§ DATA:
----

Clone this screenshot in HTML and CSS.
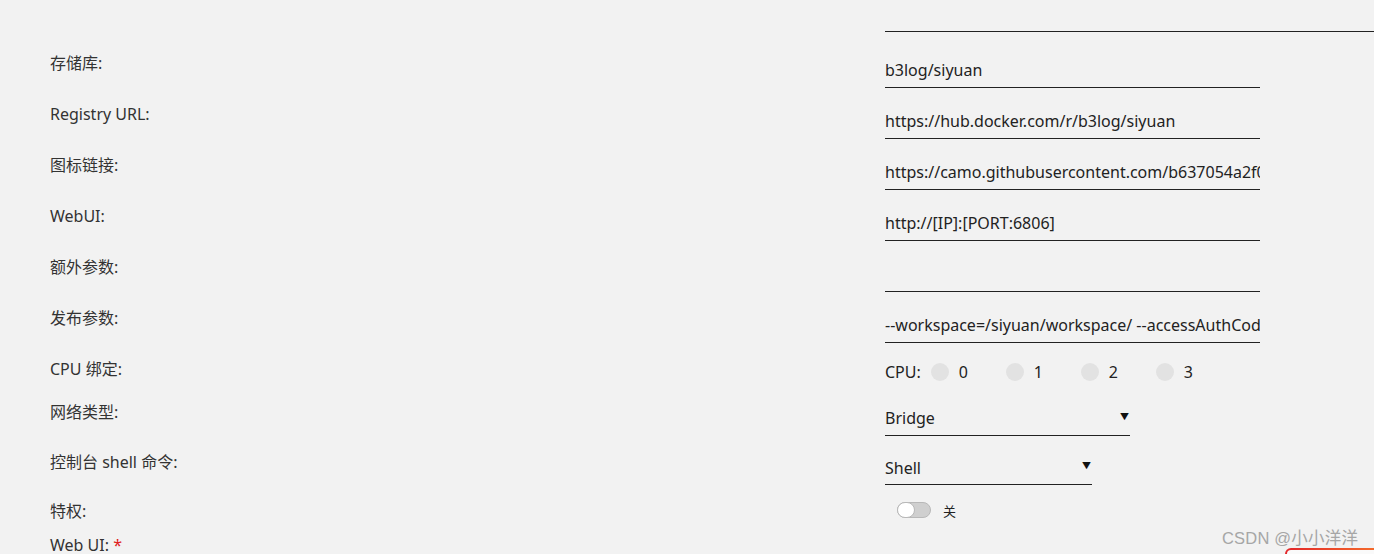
FILE: index.html
```html
<!DOCTYPE html>
<html lang="zh-CN">
<head>
<meta charset="utf-8">
<title>Docker 设置</title>
<link rel="stylesheet" href="styles.css">
</head>
<body>
<div class="form">
  <div class="row row-top">
    <div class="label"></div>
    <div class="field field-wide"></div>
  </div>
  <div class="row row-input">
    <div class="label">存储库:</div>
    <input class="field" type="text" value="b3log/siyuan">
  </div>
  <div class="row row-input">
    <div class="label">Registry URL:</div>
    <input class="field" type="text" value="https://hub.docker.com/r/b3log/siyuan">
  </div>
  <div class="row row-input">
    <div class="label">图标链接:</div>
    <input class="field" type="text" value="https://camo.githubusercontent.com/b637054a2f0c6ed7b0e2d0e0c1a3b5e1f">
  </div>
  <div class="row row-input">
    <div class="label">WebUI:</div>
    <input class="field" type="text" value="http://[IP]:[PORT:6806]">
  </div>
  <div class="row row-input">
    <div class="label">额外参数:</div>
    <input class="field" type="text" value="">
  </div>
  <div class="row row-input">
    <div class="label">发布参数:</div>
    <input class="field" type="text" value="--workspace=/siyuan/workspace/ --accessAuthCode=xxxxxx">
  </div>
  <div class="row row-cpu">
    <div class="label">CPU 绑定:</div>
    <div class="cpu">
      <span class="cpu-title">CPU:</span>
      <span class="opt"><span class="radio"></span><span>0</span></span>
      <span class="opt"><span class="radio"></span><span>1</span></span>
      <span class="opt"><span class="radio"></span><span>2</span></span>
      <span class="opt"><span class="radio"></span><span>3</span></span>
    </div>
  </div>
  <div class="row row-net">
    <div class="label">网络类型:</div>
    <div class="select select-net"><span>Bridge</span><span class="arrow">▼</span></div>
  </div>
  <div class="row row-shell">
    <div class="label">控制台 shell 命令:</div>
    <div class="select select-shell"><span>Shell</span><span class="arrow">▼</span></div>
  </div>
  <div class="row row-priv">
    <div class="label">特权:</div>
    <div class="switch-wrap"><span class="switch"><span class="knob"></span></span><span class="switch-text">关</span></div>
  </div>
  <div class="row row-webui">
    <div class="label">Web UI: <span class="req">*</span></div>
    <div></div>
  </div>
</div>
<div class="watermark">CSDN @小小洋洋</div>
<div class="corner-btn"></div>
</body>
</html>
```

FILE: styles.css
```css
html, body {
  margin: 0;
  padding: 0;
  background: #f2f2f2;
  overflow: hidden;
}
body {
  width: 1374px;
  height: 554px;
  font-family: "Noto Sans", "Noto Sans CJK SC", sans-serif;
  font-size: 16px;
  color: #333;
  position: relative;
}
.form {
  padding-left: 50px;
}
.row {
  display: grid;
  grid-template-columns: 835px 1fr;
  align-items: start;
}
.label {
  line-height: 22px;
  color: #333;
  white-space: nowrap;
}
.field {
  box-sizing: border-box;
  width: 375px;
  height: 36px;
  border: none;
  border-bottom: 1px solid #222;
  background: transparent;
  padding: 0;
  margin: 0;
  font: inherit;
  color: #222;
  outline: none;
  line-height: 33px;
}
.row-top {
  height: 32px;
  margin-bottom: 20px;
}
.field-wide {
  width: 489px;
  height: 32px;
}
.row-input {
  height: 51px;
}
.row-cpu {
  height: 43px;
}
.cpu {
  display: flex;
  align-items: center;
  height: 28px;
  color: #222;
}
.cpu-title {
  margin-right: 10px;
}
.opt {
  display: flex;
  align-items: center;
  width: 75px;
}
.radio {
  width: 18px;
  height: 18px;
  border-radius: 50%;
  background: #e2e2e2;
  margin-right: 10px;
}
.row-net {
  height: 50px;
}
.row-shell {
  height: 49px;
}
.select {
  box-sizing: border-box;
  display: flex;
  justify-content: space-between;
  align-items: center;
  border-bottom: 1px solid #222;
  color: #222;
  padding-right: 1px;
}
.select-net {
  width: 245px;
  height: 35px;
}
.select-shell {
  width: 207px;
  height: 34px;
}
.arrow {
  font-size: 9px;
  margin-top: -4px;
  color: #111;
}
.row-priv {
  height: 34px;
}
.switch-wrap {
  display: flex;
  align-items: center;
  height: 20px;
  padding-left: 12px;
}
.switch {
  box-sizing: border-box;
  position: relative;
  width: 34px;
  height: 16px;
  border: 1px solid #b8b8b8;
  border-radius: 8px;
  background: #cfcfcf;
}
.knob {
  position: absolute;
  left: -1px;
  top: -1px;
  box-sizing: border-box;
  width: 18px;
  height: 16px;
  border-radius: 8px;
  background: #fff;
  border: 1px solid #b8b8b8;
}
.switch-text {
  margin-left: 12px;
  font-size: 13px;
  color: #222;
}
.req {
  color: #e0201c;
}
.watermark {
  position: absolute;
  left: 1222px;
  top: 525px;
  font-family: "Liberation Sans", "Noto Sans CJK SC", sans-serif;
  font-size: 16.5px;
  color: #a6a6a6;
  letter-spacing: 0.2px;
}
.corner-btn {
  position: absolute;
  left: 1285px;
  top: 548px;
  width: 110px;
  height: 30px;
  box-sizing: border-box;
  border-radius: 6px;
  border: 2px solid transparent;
  background: linear-gradient(#fafafa, #fafafa) padding-box, linear-gradient(to right, #e3262a, #f7792b) border-box;
}
```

----

§ GOAL:
Every line above should be repeated exactly; pictures stay out of the copy.

§ CORRECT OUTPUT:
Clone this screenshot in HTML and CSS.
FILE: index.html
```html
<!DOCTYPE html>
<html lang="zh-CN">
<head>
<meta charset="utf-8">
<title>Docker 设置</title>
<link rel="stylesheet" href="styles.css">
</head>
<body>
<div class="form">
  <div class="row row-top">
    <div class="label"></div>
    <div class="field field-wide"></div>
  </div>
  <div class="row row-input">
    <div class="label">存储库:</div>
    <input class="field" type="text" value="b3log/siyuan">
  </div>
  <div class="row row-input">
    <div class="label">Registry URL:</div>
    <input class="field" type="text" value="https://hub.docker.com/r/b3log/siyuan">
  </div>
  <div class="row row-input">
    <div class="label">图标链接:</div>
    <input class="field" type="text" value="https://camo.githubusercontent.com/b637054a2f0c6ed7b0e2d0e0c1a3b5e1f">
  </div>
  <div class="row row-input">
    <div class="label">WebUI:</div>
    <input class="field" type="text" value="http://[IP]:[PORT:6806]">
  </div>
  <div class="row row-input">
    <div class="label">额外参数:</div>
    <input class="field" type="text" value="">
  </div>
  <div class="row row-input">
    <div class="label">发布参数:</div>
    <input class="field" type="text" value="--workspace=/siyuan/workspace/ --accessAuthCode=xxxxxx">
  </div>
  <div class="row row-cpu">
    <div class="label">CPU 绑定:</div>
    <div class="cpu">
      <span class="cpu-title">CPU:</span>
      <span class="opt"><span class="radio"></span><span>0</span></span>
      <span class="opt"><span class="radio"></span><span>1</span></span>
      <span class="opt"><span class="radio"></span><span>2</span></span>
      <span class="opt"><span class="radio"></span><span>3</span></span>
    </div>
  </div>
  <div class="row row-net">
    <div class="label">网络类型:</div>
    <div class="select select-net"><span>Bridge</span><span class="arrow">▼</span></div>
  </div>
  <div class="row row-shell">
    <div class="label">控制台 shell 命令:</div>
    <div class="select select-shell"><span>Shell</span><span class="arrow">▼</span></div>
  </div>
  <div class="row row-priv">
    <div class="label">特权:</div>
    <div class="switch-wrap"><span class="switch"><span class="knob"></span></span><span class="switch-text">关</span></div>
  </div>
  <div class="row row-webui">
    <div class="label">Web UI: <span class="req">*</span></div>
    <div></div>
  </div>
</div>
<div class="watermark">CSDN @小小洋洋</div>
<div class="corner-btn"></div>
</body>
</html>
```

FILE: styles.css
```css
html, body {
  margin: 0;
  padding: 0;
  background: #f2f2f2;
  overflow: hidden;
}
body {
  width: 1374px;
  height: 554px;
  font-family: "Noto Sans", "Noto Sans CJK SC", sans-serif;
  font-size: 16px;
  color: #333;
  position: relative;
}
.form {
  padding-left: 50px;
}
.row {
  display: grid;
  grid-template-columns: 835px 1fr;
  align-items: start;
}
.label {
  line-height: 22px;
  color: #333;
  white-space: nowrap;
}
.field {
  box-sizing: border-box;
  width: 375px;
  height: 36px;
  border: none;
  border-bottom: 1px solid #222;
  background: transparent;
  padding: 0;
  margin: 0;
  font: inherit;
  color: #222;
  outline: none;
  line-height: 33px;
}
.row-top {
  height: 32px;
  margin-bottom: 20px;
}
.field-wide {
  width: 489px;
  height: 32px;
}
.row-input {
  height: 51px;
}
.row-cpu {
  height: 43px;
}
.cpu {
  display: flex;
  align-items: center;
  height: 28px;
  color: #222;
}
.cpu-title {
  margin-right: 10px;
}
.opt {
  display: flex;
  align-items: center;
  width: 75px;
}
.radio {
  width: 18px;
  height: 18px;
  border-radius: 50%;
  background: #e2e2e2;
  margin-right: 10px;
}
.row-net {
  height: 50px;
}
.row-shell {
  height: 49px;
}
.select {
  box-sizing: border-box;
  display: flex;
  justify-content: space-between;
  align-items: center;
  border-bottom: 1px solid #222;
  color: #222;
  padding-right: 1px;
}
.select-net {
  width: 245px;
  height: 35px;
}
.select-shell {
  width: 207px;
  height: 34px;
}
.arrow {
  font-size: 9px;
  margin-top: -4px;
  color: #111;
}
.row-priv {
  height: 34px;
}
.switch-wrap {
  display: flex;
  align-items: center;
  height: 20px;
  padding-left: 12px;
}
.switch {
  box-sizing: border-box;
  position: relative;
  width: 34px;
  height: 16px;
  border: 1px solid #b8b8b8;
  border-radius: 8px;
  background: #cfcfcf;
}
.knob {
  position: absolute;
  left: -1px;
  top: -1px;
  box-sizing: border-box;
  width: 18px;
  height: 16px;
  border-radius: 8px;
  background: #fff;
  border: 1px solid #b8b8b8;
}
.switch-text {
  margin-left: 12px;
  font-size: 13px;
  color: #222;
}
.req {
  color: #e0201c;
}
.watermark {
  position: absolute;
  left: 1222px;
  top: 525px;
  font-family: "Liberation Sans", "Noto Sans CJK SC", sans-serif;
  font-size: 16.5px;
  color: #a6a6a6;
  letter-spacing: 0.2px;
}
.corner-btn {
  position: absolute;
  left: 1285px;
  top: 548px;
  width: 110px;
  height: 30px;
  box-sizing: border-box;
  border-radius: 6px;
  border: 2px solid transparent;
  background: linear-gradient(#fafafa, #fafafa) padding-box, linear-gradient(to right, #e3262a, #f7792b) border-box;
}
```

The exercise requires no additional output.